By October 25, 2012 Read More →

Introducing tweetScroll, a PHP class for archiving Twitter timelines

Full source code can be downloaded from GitHub

For the past week, I’ve been working on a semantic prediction model involving vast amounts of Twitter data. I’ve found Twitter’s API to be cumbersome and discouraging; for whatever reason, Twitter has erected some pretty substantial barriers to downloading Tweet data. For that reason, I put a lot of time into building out a tool to retrieve Tweets robustly — Twitter imposes a 150 query-per-hour rate limit on data access, so downloading a user’s entire timeline can take many access sessions spread across multiple hours if that user is a prolific tweeter.

tweetScroll is the product of this effort: it is a Twitter timeline “archiving” tool which aims to be very simple to implement and execute. tweetScroll was built to run hourly on a cron job to download entire user timelines (and in so doing, compile a large Twitter dataset to be used in semantic analysis). It is contained in one file — tweetScroll.class.php — and is fairly well documented in-line.

Before uploading tweetScroll.class.php to your server, open the file and change these variables to their appropriate values (tweetScroll uses MySQL):

Source code    
private $dbName = 'YOUR MYSQL DATABASE NAME';
private $dbHost = 'YOUR MYSQL DATABASE HOST';
private $dbUser = 'YOUR MYSQL DATABASE USERNAME';
private $dbPass = 'YOUR MYSQL DATABASE PASSWORD';

Class Methods

To create an instance of tweetScroll, execute the following in a separate PHP file (after downloading tweetScroll.class.php and putting it in the appropriate directory):

Source code    
require_once "tweetScroll.class.php";
$ts = new tweet_scroll($include_retweets=false, $include_entities=false);

The constructor takes two parameters: include_retweets and include_entities, which are explained in detail in the Twitter user_timeline API documentation. The constructor builds the tables used by tweetScroll if they don’t already exist.

To crawl a user’s Twitter timeline and save that user for future polling, use the followUser(‘username’) method (don’t include the @ at the beginning of the user’s username). This method adds the user to the database and queries one page of the user’s tweets. One “page” of tweets is 100, set by the count variable in the constructor and passed through the API url. Twitter accepts a maximum count of 100; if you want to receive fewer tweets per page, set the count variable to a lower value in the constructor.

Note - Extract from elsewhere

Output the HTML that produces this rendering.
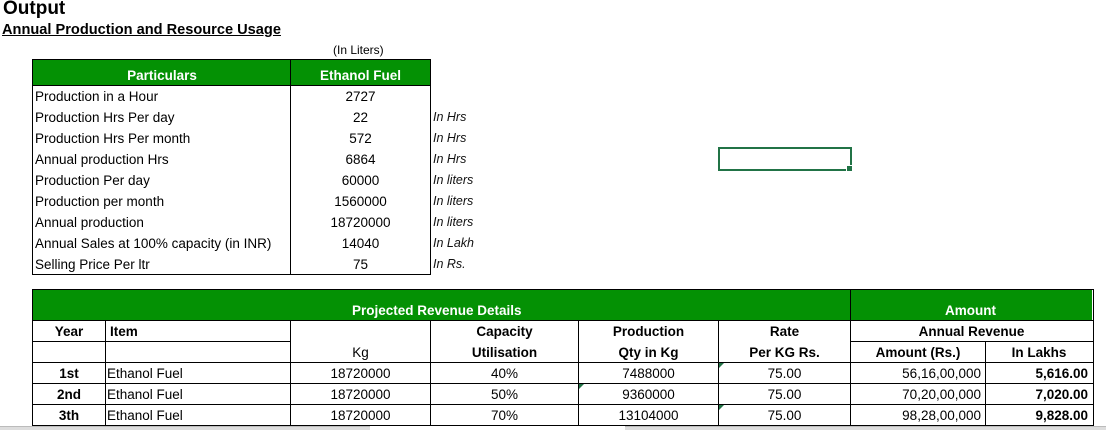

To scroll through a user’s entire Twitter timeline and save tweets that don’t already exist in the database, use the scrollTweets(‘username’) method (again without the @ pre-fix). This method starts from the minimum tweet ID stored in the database and recursively crawls backwards until it reaches the user’s first tweet. It then starts from the user’s most recent tweet and recursively crawls backwards until all tweets that are not yet stored in the database are archived. If the user’s entire timeline is archived, it flags that user as being “complete” in terms of their Twitter timeline and puts them at the bottom of the queue for future archiving. If the user specified in the scrollTweets() method isn’t stored in the database, the method runs followUser() for that user first. followUser() doesn’t need to be run before scrollTweets() for a user.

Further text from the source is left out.